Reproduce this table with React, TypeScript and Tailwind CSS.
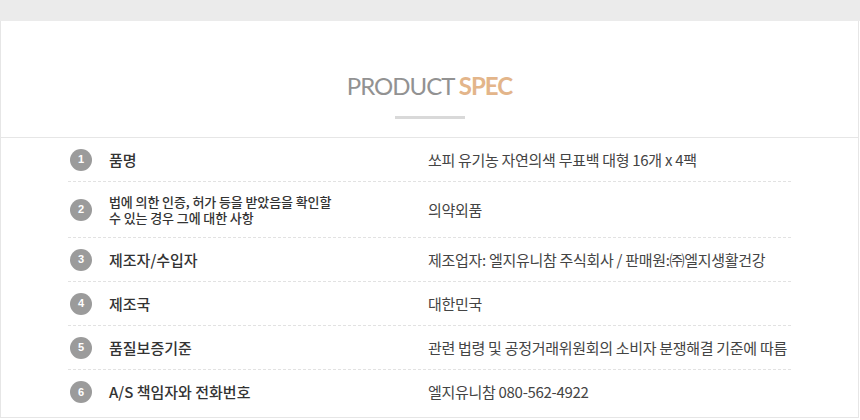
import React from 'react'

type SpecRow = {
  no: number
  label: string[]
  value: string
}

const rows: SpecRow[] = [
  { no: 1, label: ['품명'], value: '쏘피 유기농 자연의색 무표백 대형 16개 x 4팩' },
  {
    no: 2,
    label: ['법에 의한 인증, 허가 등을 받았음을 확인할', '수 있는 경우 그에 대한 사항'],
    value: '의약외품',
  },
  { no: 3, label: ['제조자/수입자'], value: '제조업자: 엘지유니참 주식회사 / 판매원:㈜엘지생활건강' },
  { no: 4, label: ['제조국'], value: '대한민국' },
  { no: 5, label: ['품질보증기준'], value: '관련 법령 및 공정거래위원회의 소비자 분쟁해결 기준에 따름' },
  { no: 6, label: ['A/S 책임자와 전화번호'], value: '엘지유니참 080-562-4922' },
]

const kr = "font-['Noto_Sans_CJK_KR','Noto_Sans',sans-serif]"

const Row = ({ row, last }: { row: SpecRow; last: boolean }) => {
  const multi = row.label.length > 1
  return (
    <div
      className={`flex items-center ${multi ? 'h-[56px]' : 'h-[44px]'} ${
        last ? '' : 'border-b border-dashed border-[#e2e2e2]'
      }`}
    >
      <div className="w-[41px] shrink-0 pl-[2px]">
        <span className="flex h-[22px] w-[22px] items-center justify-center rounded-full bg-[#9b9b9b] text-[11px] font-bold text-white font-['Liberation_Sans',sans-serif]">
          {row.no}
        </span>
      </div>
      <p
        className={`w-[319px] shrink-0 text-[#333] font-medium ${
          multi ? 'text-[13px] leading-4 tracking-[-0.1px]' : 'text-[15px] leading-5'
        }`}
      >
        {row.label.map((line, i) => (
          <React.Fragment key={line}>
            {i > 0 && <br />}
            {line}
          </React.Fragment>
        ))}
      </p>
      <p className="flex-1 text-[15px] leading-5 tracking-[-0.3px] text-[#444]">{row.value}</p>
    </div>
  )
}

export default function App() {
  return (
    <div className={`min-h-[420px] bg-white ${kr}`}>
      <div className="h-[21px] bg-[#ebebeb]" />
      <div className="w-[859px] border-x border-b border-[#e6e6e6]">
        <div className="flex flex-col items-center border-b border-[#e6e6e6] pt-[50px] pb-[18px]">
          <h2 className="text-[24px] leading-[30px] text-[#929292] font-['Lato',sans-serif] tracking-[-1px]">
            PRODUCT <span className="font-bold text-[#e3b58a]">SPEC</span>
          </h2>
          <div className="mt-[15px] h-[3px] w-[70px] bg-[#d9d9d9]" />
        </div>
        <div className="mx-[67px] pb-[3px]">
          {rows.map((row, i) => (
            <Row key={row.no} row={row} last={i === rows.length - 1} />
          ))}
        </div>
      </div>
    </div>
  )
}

****************

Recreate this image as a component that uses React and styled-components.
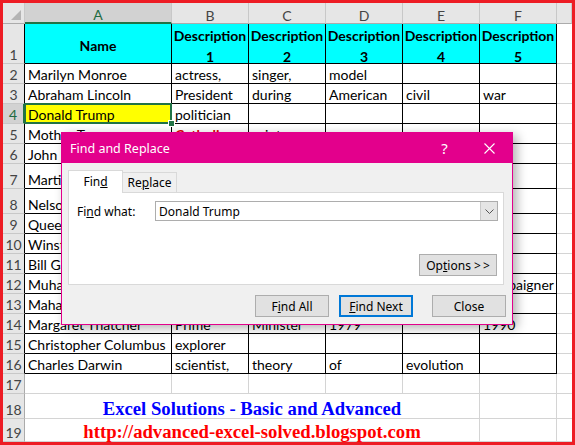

****************

EXERCISE OBJECTIVE: How many lines of the listing above include the word "this"? Reply with the number alone.

WRITTEN REPLY: 2